[Start RECORDS PROVIDED]
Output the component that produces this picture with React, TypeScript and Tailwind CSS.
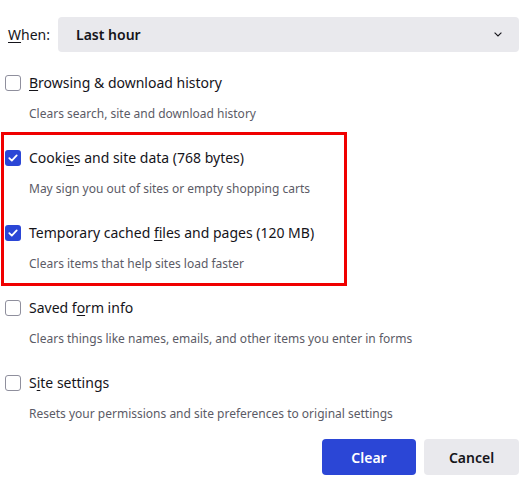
import React from "react";

type Item = {
  before: string;
  key: string;
  after: string;
  desc: string;
  checked: boolean;
};

const topItems: Item[] = [
  {
    before: "",
    key: "B",
    after: "rowsing & download history",
    desc: "Clears search, site and download history",
    checked: false,
  },
];

const markedItems: Item[] = [
  {
    before: "Cooki",
    key: "e",
    after: "s and site data (768 bytes)",
    desc: "May sign you out of sites or empty shopping carts",
    checked: true,
  },
  {
    before: "Temporary cached ",
    key: "f",
    after: "iles and pages (120 MB)",
    desc: "Clears items that help sites load faster",
    checked: true,
  },
];

const bottomItems: Item[] = [
  {
    before: "Saved f",
    key: "o",
    after: "rm info",
    desc: "Clears things like names, emails, and other items you enter in forms",
    checked: false,
  },
  {
    before: "S",
    key: "i",
    after: "te settings",
    desc: "Resets your permissions and site preferences to original settings",
    checked: false,
  },
];

function Checkbox({ checked }: { checked: boolean }) {
  if (checked) {
    return (
      <span className="flex h-4 w-4 shrink-0 items-center justify-center rounded-[3px] bg-[#2b46d6]">
        <svg width="12" height="12" viewBox="0 0 12 12" fill="none">
          <path
            d="M2.3 6.2 4.8 8.6 9.7 3.4"
            stroke="white"
            strokeWidth="1.8"
            strokeLinecap="round"
            strokeLinejoin="round"
          />
        </svg>
      </span>
    );
  }
  return (
    <span className="h-4 w-4 shrink-0 rounded-[3px] border border-[#8f8f9d] bg-white" />
  );
}

function Option({ item }: { item: Item }) {
  return (
    <div className="flex flex-col">
      <label className="flex h-5 items-center gap-2">
        <Checkbox checked={item.checked} />
        <span className="text-[14px] leading-5 text-[#15141a]">
          {item.before}
          <span className="underline underline-offset-2">{item.key}</span>
          {item.after}
        </span>
      </label>
      <p className="mt-3 pl-6 text-[12px] leading-[18px] text-[#5b5b66]">
        {item.desc}
      </p>
    </div>
  );
}

export default function App() {
  return (
    <div
      className="h-[487px] w-[529px] bg-white pl-[5px] pr-[10px] pt-[17px]"
      style={{ fontFamily: '"Noto Sans", "Open Sans", sans-serif' }}
    >
      <div className="flex items-center">
        <span className="w-[53px] pl-[3px] text-[14px] text-[#15141a]">
          <span className="underline underline-offset-2">W</span>hen:
        </span>
        <button className="flex h-[35px] flex-1 items-center justify-between rounded-[4px] bg-[#e9e9ed] pl-[18px] pr-[17px]">
          <span className="text-[14px] font-semibold text-[#15141a]">Last hour</span>
          <svg width="8" height="5" viewBox="0 0 8 5" fill="none">
            <path d="M0.6 0.6 4 4 7.4 0.6" stroke="#15141a" strokeWidth="1.1" />
          </svg>
        </button>
      </div>

      <div className="mt-[21px] flex flex-col gap-[25px]">
        {topItems.map((item) => (
          <Option key={item.desc} item={item} />
        ))}

        <div className="relative flex flex-col gap-[25px]">
          <div className="pointer-events-none absolute -bottom-[13px] -left-[4px] -top-[16px] w-[346px] border-[3px] border-[#f00000]" />
          {markedItems.map((item) => (
            <Option key={item.desc} item={item} />
          ))}
        </div>

        {bottomItems.map((item) => (
          <Option key={item.desc} item={item} />
        ))}
      </div>

      <div className="mt-4 flex justify-end gap-2">
        <button className="h-9 w-[94px] rounded-[4px] bg-[#2b46d6] text-[14px] font-semibold text-white">
          Clear
        </button>
        <button className="h-9 w-[95px] rounded-[4px] bg-[#e9e9ed] text-[14px] font-semibold text-[#15141a]">
          Cancel
        </button>
      </div>
    </div>
  );
}
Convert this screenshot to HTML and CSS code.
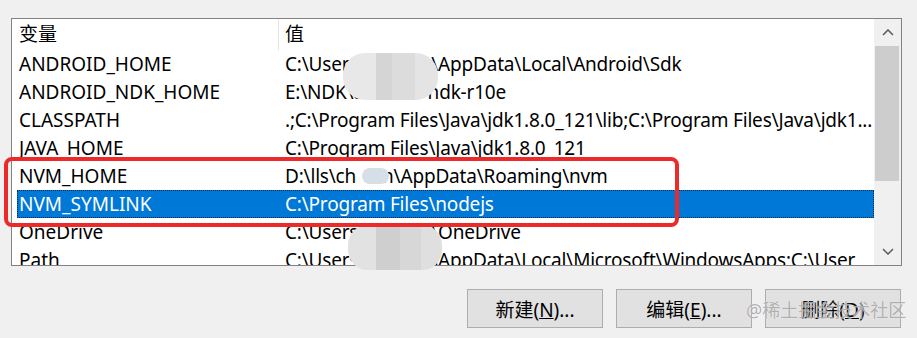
FILE: index.html
```html
<!DOCTYPE html>
<html lang="zh-CN">
<head>
  <meta charset="UTF-8" />
  <title>环境变量</title>
  <link rel="stylesheet" href="styles.css">
</head>
<body>
  <div class="dialog">
    <div class="list">
      <div class="table">
        <div class="head">
          <span>变量</span>
          <span class="col-value">值</span>
        </div>
        <div class="row"><span>ANDROID_HOME</span><span class="value">C:\Users<i class="gap"></i>\AppData\Local\Android\Sdk</span></div>
        <div class="row"><span>ANDROID_NDK_HOME</span><span class="value">E:\NDK\android-ndk-r10e</span></div>
        <div class="row"><span>CLASSPATH</span><span class="value">.;C:\Program Files\Java\jdk1.8.0_121\lib;C:\Program Files\Java\jdk1...</span></div>
        <div class="row"><span>JAVA_HOME</span><span class="value">C:\Program Files\Java\jdk1.8.0_121</span></div>
        <div class="row"><span>NVM_HOME</span><span class="value">D:\lls\ch<i class="gap gap-short"></i>n\AppData\Roaming\nvm</span></div>
        <div class="row selected"><span>NVM_SYMLINK</span><span class="value">C:\Program Files\nodejs</span></div>
        <div class="row"><span>OneDrive</span><span class="value">C:\Users<i class="gap"></i>\OneDrive</span></div>
        <div class="row"><span>Path</span><span class="value">C:\Users<i class="gap"></i>\AppData\Local\Microsoft\WindowsApps;C:\User</span></div>
      </div>
      <div class="scrollbar">
        <div class="arrow">
          <svg width="12" height="7" viewBox="0 0 12 7"><polyline points="1,6 6,1 11,6" /></svg>
        </div>
        <div class="thumb"></div>
        <div class="track"></div>
        <div class="arrow">
          <svg width="12" height="7" viewBox="0 0 12 7"><polyline points="1,1 6,6 11,1" /></svg>
        </div>
      </div>
    </div>

    <div class="buttons">
      <button class="button">新建(<u>N</u>)...</button>
      <button class="button">编辑(<u>E</u>)...</button>
      <button class="button">删除(<u>D</u>)</button>
    </div>

    <!-- mosaic patches over user names -->
    <div class="blob blob-a"></div>
    <div class="blob blob-b"></div>
    <div class="blob blob-c"></div>

    <div class="highlight"></div>
    <div class="watermark">@稀土掘金技术社区</div>
  </div>
</body>
</html>
```

FILE: styles.css
```css
body {
  margin: 0;
  background: #f0f0f0;
  font-family: "Noto Sans", "Noto Sans CJK SC", sans-serif;
  font-size: 19px;
  color: #000;
}
.dialog {
  position: relative;
  padding-top: 18px;
  height: 320px;
}
.list {
  display: flex;
  width: 889px;
  height: 246px;
  margin-left: 11px;
  border: 1px solid #828282;
  background: #fff;
}
.table {
  flex: 1;
  overflow: hidden;
  padding-left: 5px;
}
.head {
  display: grid;
  grid-template-columns: 261px 1fr;
  height: 31px;
  line-height: 31px;
}
.head span {
  padding-left: 2px;
}
.head .col-value {
  border-left: 1px solid #e5e5e5;
  padding-left: 6px;
}
.row {
  display: grid;
  grid-template-columns: 266px 1fr;
  height: 28px;
  line-height: 28px;
  white-space: nowrap;
}
.row span {
  padding: 0 2px;
  overflow: hidden;
}
.row .value {
  letter-spacing: -0.2px;
}
.row.selected {
  background: #0078d7;
  color: #fff;
  outline: 1px dotted #0a2a4a;
  outline-offset: -1px;
}
.gap {
  display: inline-block;
  width: 73px;
}
.gap-short {
  width: 26px;
}
.scrollbar {
  width: 27px;
  display: flex;
  flex-direction: column;
  background: #f0f0f0;
}
.arrow {
  height: 27px;
  display: flex;
  align-items: center;
  justify-content: center;
}
.arrow svg polyline {
  fill: none;
  stroke: #606060;
  stroke-width: 1.6;
}
.thumb {
  height: 135px;
  margin: 0 2px 0 1px;
  background: #cdcdcd;
}
.track {
  flex: 1;
}
.buttons {
  display: flex;
  justify-content: flex-end;
  gap: 13px;
  margin: 23px 16px 0 0;
}
.button {
  width: 136px;
  height: 39px;
  box-sizing: border-box;
  border: 1px solid #adadad;
  background: #e1e1e1;
  font: inherit;
  color: #000;
  padding: 0;
}
.blob {
  position: absolute;
  pointer-events: none;
}
.blob-a {
  left: 343px;
  top: 53px;
  width: 95px;
  height: 47px;
  border-radius: 22px;
  background: linear-gradient(90deg, #e8e8e8 0 35%, #d5d5d5 35% 52%, #dcdcdc 52% 76%, #e4e4e4 76%);
}
.blob-b {
  left: 362px;
  top: 168px;
  width: 27px;
  height: 16px;
  border-radius: 8px;
  background: #d6dee8;
}
.blob-c {
  left: 348px;
  top: 225px;
  width: 94px;
  height: 45px;
  border-radius: 20px;
  background: linear-gradient(90deg, #e2e2e2 0 30%, #cfcfcf 30% 55%, #d7d7d7 55% 78%, #dfdfdf 78%);
}
.highlight {
  position: absolute;
  left: 4px;
  top: 157px;
  width: 675px;
  height: 70px;
  box-sizing: border-box;
  border: 4px solid #eb2a2a;
  border-radius: 8px;
  pointer-events: none;
}
.watermark {
  position: absolute;
  left: 746px;
  top: 296px;
  font-size: 18px;
  line-height: 28px;
  white-space: nowrap;
  color: rgba(110, 110, 110, 0.55);
  text-shadow: 0 0 1px #fff;
  pointer-events: none;
}
```
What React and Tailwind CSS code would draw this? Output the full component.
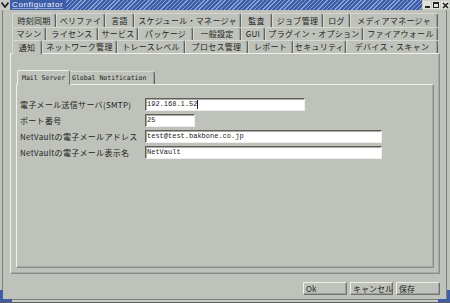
const row1 = [
  ["時刻同期", "w-[44px]"],
  ["ベリファイ", "w-[49px]"],
  ["言語", "w-[29px]"],
  ["スケジュール・マネージャ", "w-[107px]"],
  ["監査", "w-[31px]"],
  ["ジョブ管理", "w-[51px]"],
  ["ログ", "w-[27px]"],
  ["メディアマネージャ", "w-[88px]"],
];

const row2 = [
  ["マシン", "w-[34px]"],
  ["ライセンス", "w-[52px]"],
  ["サービス", "w-[40px]"],
  ["パッケージ", "w-[55px]"],
  ["一般設定", "w-[48px]"],
  ["GUI", "w-[24px]"],
  ["プラグイン・オプション", "w-[98px]"],
  ["ファイアウォール", "w-[75px]"],
];

const row3 = [
  ["通知", "w-[30px]"],
  ["ネットワーク管理", "w-[75px]"],
  ["トレースレベル", "w-[68px]"],
  ["プロセス管理", "w-[63px]"],
  ["レポート", "w-[45px]"],
  ["セキュリティ", "w-[53px]"],
  ["デバイス・スキャン", "w-[92px]"],
];

const fields = [
  { label: "電子メール送信サーバ(SMTP)", value: "192.168.1.52", width: "w-[160px]", cursor: true },
  { label: "ポート番号", value: "25", width: "w-[50px]" },
  { label: "NetVaultの電子メールアドレス", value: "test@test.bakbone.co.jp", width: "w-[237px]" },
  { label: "NetVaultの電子メール表示名", value: "NetVault", width: "w-[237px]" },
];

function TabRow({ tabs, height, selected }) {
  return (
    <div className={`flex pl-[2px] ${height}`}>
      {tabs.map(([name, w], i) => (
        <div
          key={name}
          className={`${w} flex items-center justify-center border-t border-l border-t-[#d6d9d2] border-l-[#d6d9d2] border-r border-r-[#5f625d] rounded-tl-[2px] rounded-tr-[3px] shadow-[inset_-1px_0_0_#9ea19b] text-[8px] tracking-[0.3px] whitespace-nowrap ${
            selected === i ? "relative z-10 -mb-px bg-[#bec2ba]" : ""
          }`}
        >
          {name}
        </div>
      ))}
    </div>
  );
}

function TitleBar() {
  return (
    <div className="h-[10px] flex">
      <div className="w-[10px] bg-[#c9ccc5] flex items-center justify-center">
        <svg width="8" height="6" viewBox="0 0 8 6">
          <path d="M0.5 0.5 L4 5 L7.5 0.5" fill="none" stroke="#1b1b1b" strokeWidth="1.6" />
        </svg>
      </div>
      <div className="flex-1 flex items-center bg-[repeating-linear-gradient(135deg,#3d5da6_0px,#3d5da6_2px,#8aa1d6_2px,#8aa1d6_3px)]">
        <span className="h-full flex items-center pl-[2px] pr-[3px] bg-[#3d5da6] text-[#eef2ff] text-[8px] leading-none font-['Liberation_Sans',sans-serif] tracking-[0.6px] underline decoration-[#8aa1d6]">
          Configurator
        </span>
      </div>
      <div className="w-[28px] bg-[#c9ccc5] flex items-center justify-end gap-px pr-px">
        <div className="w-[8px] h-[8px] bg-[#dfe2db] flex items-end justify-center pb-[1px]">
          <div className="w-[5px] h-[2px] bg-[#222]" />
        </div>
        <div className="w-[8px] h-[8px] bg-[#dfe2db] flex items-center justify-center">
          <div className="w-[6px] h-[6px] border border-[#222] border-t-2" />
        </div>
        <div className="w-[8px] h-[8px] bg-[#dfe2db] flex items-center justify-center">
          <svg width="7" height="7" viewBox="0 0 7 7">
            <path d="M1 1 L6 6 M6 1 L1 6" stroke="#222" strokeWidth="1.6" />
          </svg>
        </div>
      </div>
    </div>
  );
}

function Field({ label, value, width, cursor }) {
  return (
    <div className="h-[13px] flex items-center">
      <div className="w-[125px] text-[8px] leading-none whitespace-nowrap tracking-[0.3px]">{label}</div>
      <div
        className={`${width} h-full flex items-center bg-white border border-t-[#5c5f5a] border-l-[#5c5f5a] border-b-[#eef0eb] border-r-[#eef0eb] shadow-[inset_1px_1px_0_#a9aca6] pl-[1px] font-['Liberation_Mono',monospace] text-[7px] leading-none text-[#222]`}
      >
        <span>{value}</span>
        {cursor && <span className="w-px h-[9px] bg-[#222]" />}
      </div>
    </div>
  );
}

export default function App() {
  return (
    <div className="relative w-[450px] h-[303px] overflow-hidden bg-[#bec2ba] text-[#222] font-['Noto_Sans_CJK_JP',sans-serif] flex flex-col">
      <TitleBar />
      <div className="flex-1 flex flex-col ml-[2px] mr-[3px] border-l border-r border-l-[#7d807a] border-r-[#7d807a] pl-[7px] pr-[6px] pt-[3px]">
        <TabRow tabs={row1} height="h-[14px]" />
        <TabRow tabs={row2} height="h-[13px]" />
        <TabRow tabs={row3} height="h-[13px]" selected={0} />

        <div className="h-[221px] flex flex-col border border-t-[#eef0ea] border-l-[#eef0ea] border-r-[#8a8d87] border-b-[#8a8d87] shadow-[inset_-1px_-1px_0_#a6a9a3] pt-[16px] pl-[5px] pr-[5px] pb-[5px]">
          <div className="h-[14px] flex pl-px font-['DejaVu_Sans_Mono',monospace] text-[6.5px] leading-none">
            <div className="w-[53px] relative z-10 -mb-px bg-[#bec2ba] flex items-center pl-[4px] border-t border-l border-t-[#eef0ea] border-l-[#eef0ea] border-r border-r-[#6f726d] rounded-t-[2px]">
              Mail Server
            </div>
            <div className="w-[85px] mt-[1px] flex items-center pl-[2px] border-t border-t-[#d6d9d2] border-r border-r-[#5f625d] rounded-tr-[3px] shadow-[inset_-1px_0_0_#9ea19b]">
              Global Notification
            </div>
          </div>
          <div className="h-[184px] flex flex-col gap-[3px] border border-t-[#eef0ea] border-l-[#eef0ea] border-r-[#8a8d87] border-b-[#8a8d87] shadow-[inset_-1px_-1px_0_#a6a9a3] pt-[13px] pl-[3px]">
            {fields.map((f) => (
              <Field key={f.label} {...f} />
            ))}
          </div>
        </div>

        <div className="mt-[8px] h-[13px] flex justify-end gap-[3px] text-[8px] leading-none">
          {[
            ["Ok", "w-[44px]"],
            ["キャンセル", "w-[43px]"],
            ["保存", "w-[44px]"],
          ].map(([t, w]) => (
            <div
              key={t}
              className={`${w} flex items-center pl-[2px] border border-t-[#eef0ea] border-l-[#eef0ea] border-r-[#6f726d] border-b-[#6f726d] shadow-[inset_-1px_-1px_0_#9ea19b] whitespace-nowrap`}
            >
              {t}
            </div>
          ))}
        </div>
      </div>
      <div className="h-[4px] border-t border-t-[#7d807a] bg-[#c9ccc5] border-b border-b-[#5c5f5a]" />
      <div className="absolute left-0 bottom-[1px] w-[12px] h-[12px] border-l-[3px] border-b-[3px] border-[#3d5da6]" />
      <div className="absolute right-0 bottom-[1px] w-[12px] h-[12px] border-r-[3px] border-b-[3px] border-[#3d5da6]" />
    </div>
  );
}
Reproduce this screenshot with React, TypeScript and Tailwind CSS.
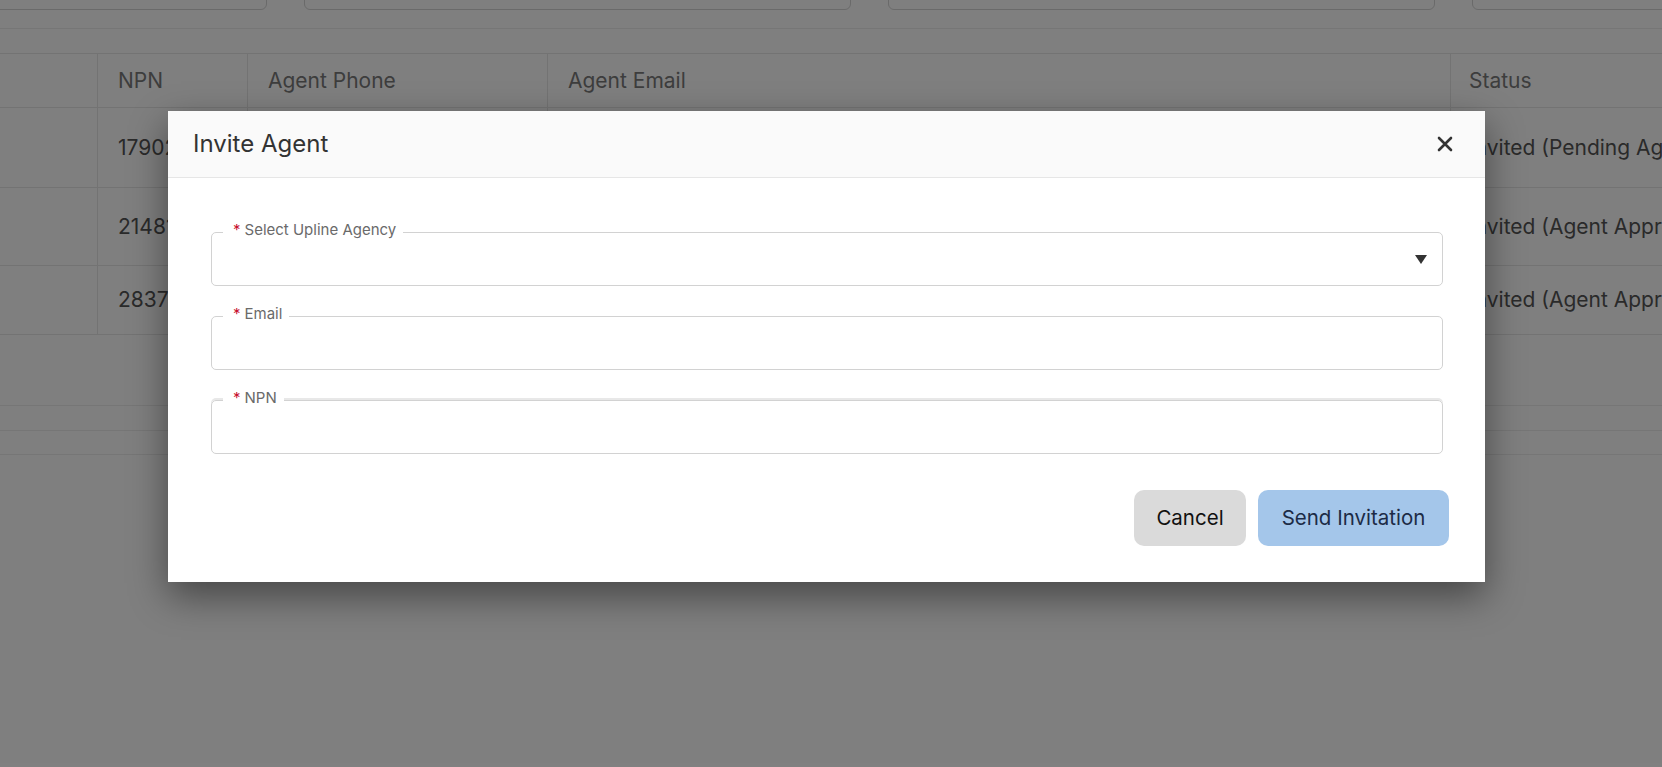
[End RECORDS PROVIDED]
WRITTEN EXERCISE
Which lines in the data above contain "with"? Show each one.

PROBLEM SOLUTION
Output the component that produces this picture with React, TypeScript and Tailwind CSS.
Reproduce this screenshot with React, TypeScript and Tailwind CSS.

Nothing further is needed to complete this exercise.